As for the “Occupation”—there are many people who feel this is the biggest mistake Israel has ever made. After winning the ’67 war, when suing for peace, Israel didn’t demand the right to keep the land it had conquered (as most countries do in war), but requested the right to control those areas until such time that a lasting peace were made possible by treaty. This was approved by UN mandate 221. Check it out.

Now, Israel is demanding that right again. It’s not trying to ruin Palestinian life or kill off all the Palestinians. Israel is simply trying to protect its civilians—who have the right to live in Israel without being bombed. I know very few Israelis who don’t believe in a two state solution. But I have seen films of a lot of Arabs calling for the “final solution.”

So the idea that the Jews were ever absent from their homeland is incorrect. The idea that they only got it because of the Holocaust is only partly problematic—they’d been promised it repeatedly; the Holocaust was just a wake up call to the world that it couldn’t wait anymore—or maybe, it was a suggestion that since the world hates Jews, it can give them their own place and maybe they’ll mostly go away.

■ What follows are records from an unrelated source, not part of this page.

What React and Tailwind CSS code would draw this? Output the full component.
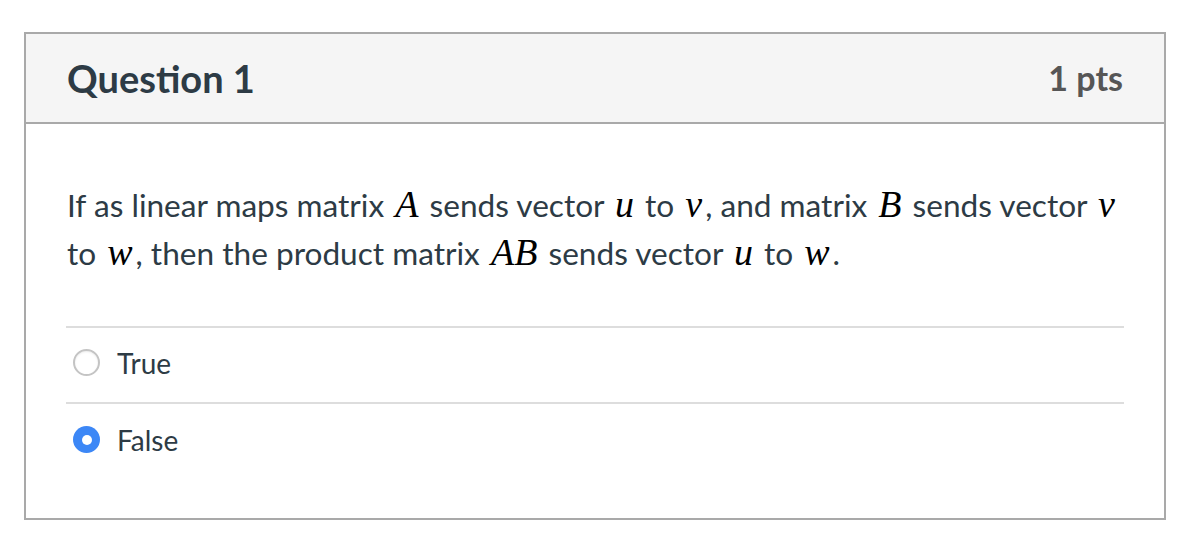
import React from 'react';

const M = ({ children }) => (
    <span className="text-[38px] italic text-black mx-[3px]" style={{ fontFamily: '"Liberation Serif", serif' }}>{children}</span>
);

const Option = ({ label, checked, last }) => (
    <div className={`flex items-center h-[76px] pb-[5px] ${last ? '' : 'border-b-2 border-[#dddddd]'}`}>
        {checked ? (
            <span className="ml-[7px] w-[27px] h-[27px] rounded-full bg-[#3c87f6] flex items-center justify-center">
                <span className="w-[10px] h-[10px] rounded-full bg-white" />
            </span>
        ) : (
            <span className="ml-[7px] w-[27px] h-[27px] rounded-full border-2 border-[#c4c4c4] bg-white shadow-[inset_0_1px_2px_rgba(0,0,0,0.08)]" />
        )}
        <span className="ml-[17px] text-[28px] text-[#2d3b45]">{label}</span>
    </div>
);

export default function App() {
    return (
        <div className="w-[1198px] h-[540px] bg-white pt-[32px] pl-[24px]" style={{ fontFamily: 'Lato, "Open Sans", sans-serif' }}>
            <div className="w-[1142px] h-[488px] border-2 border-[#a9a9a9] flex flex-col">
                {/* Header */}
                <div className="h-[90px] bg-[#f5f5f5] border-b-2 border-[#a9a9a9] flex items-center justify-between px-[41px] shrink-0">
                    <h2 className="text-[38px] font-bold text-[#2d3b45] leading-none">Question 1</h2>
                    <span className="text-[34px] font-bold text-[#565656] leading-none">1 pts</span>
                </div>

                {/* Body */}
                <div className="px-[40px] pt-[57px]">
                    <p className="text-[31.6px] leading-[47px] text-[#2d3b45] pl-[1px]">
                        If as linear maps matrix <M>A</M> sends vector <M>u</M> to <M>v</M>, and matrix <M>B</M> sends vector <M>v</M> to <M>w</M>, then the product matrix <M>AB</M> sends vector <M>u</M> to <M>w</M>.
                    </p>
                    <div className="mt-[49px] border-t-2 border-[#dddddd]">
                        <Option label="True" />
                        <Option label="False" checked last />
                    </div>
                </div>
            </div>
        </div>
    );
}
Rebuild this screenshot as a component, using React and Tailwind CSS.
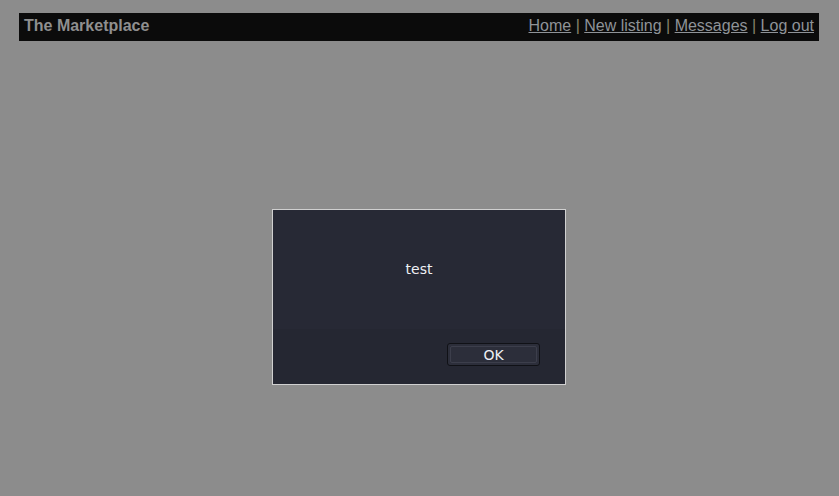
import React from 'react';

const links = ['Home', 'New listing', 'Messages', 'Log out'];

const App = () => {
  return (
    <div className="min-h-screen bg-[#8c8c8c] pt-[13px] pl-[19px] pr-[20px] font-['Liberation_Sans',Arial,sans-serif]">
      <div className="flex items-center justify-between h-[28px] pb-[2px] bg-[#0b0b0b] px-[5px] text-[16px] text-[#8f8f8f]">
        <span className="font-bold">The Marketplace</span>
        <nav className="whitespace-pre">
          {links.map((label, i) => (
            <React.Fragment key={label}>
              {i > 0 && <span className="text-[#86826c]">{' | '}</span>}
              <a href="#" className="underline text-[#8f9398]">
                {label}
              </a>
            </React.Fragment>
          ))}
        </nav>
      </div>

      <div className="mx-auto mt-[168px] w-[294px] border border-[#d0d0d0] bg-[#272935] font-['DejaVu_Sans',sans-serif] text-[14px] text-[#eef0f4]">
        <div className="h-[119px] pt-[51px] text-center leading-[17px]">test</div>
        <div className="flex justify-end bg-[#252732] h-[55px] pt-[14px] pr-[25px]">
          <button className="h-[23px] w-[93px] rounded-[3px] border border-[#101116] bg-[#2c2e3a] p-[2px]">
            <span className="flex h-full w-full items-center justify-center rounded-[2px] border border-[#3c3e4b] leading-none">
              OK
            </span>
          </button>
        </div>
      </div>
    </div>
  );
};

export default App;
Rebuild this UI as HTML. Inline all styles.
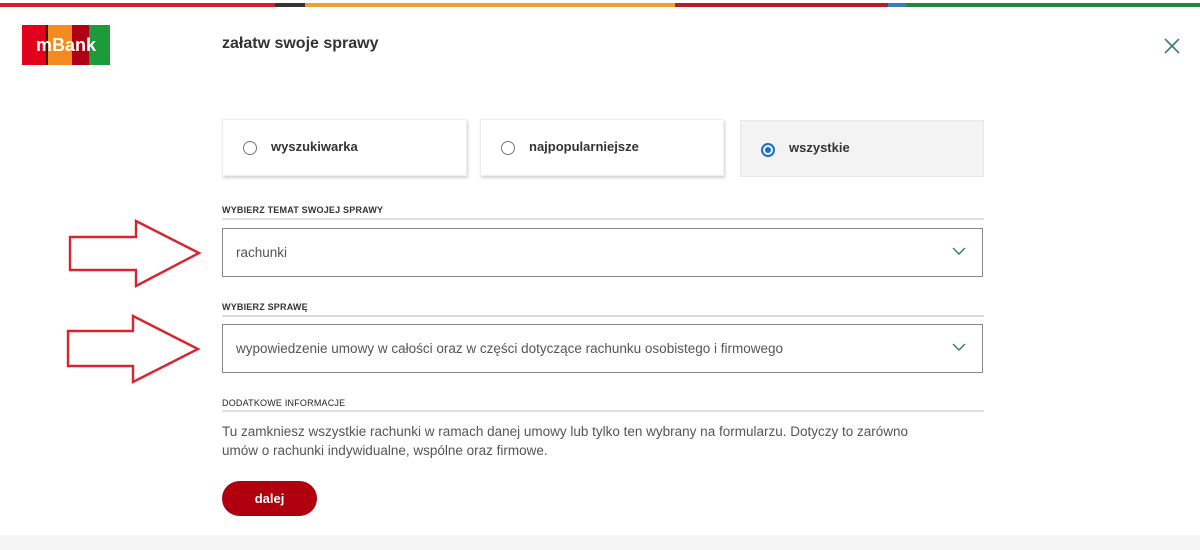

The idea that the Jews are simply going to disappear may be the best wish of many, but is also not going to happen. Maybe, what we need is to get the Arab world to stop holding down the Palestinians (through laws prohibiting their education or land-ownership in Arab countries). Maybe, what we need is to get the terrorists out of government in Gaza and bring in actual government. Maybe, instead of always blaming “the Jews” we can go looking for an actual solution (not a final one)—and find that people who are well fed, well housed, well educated, and whose entire citizenry have rights tend not to allow terrorists in their midst.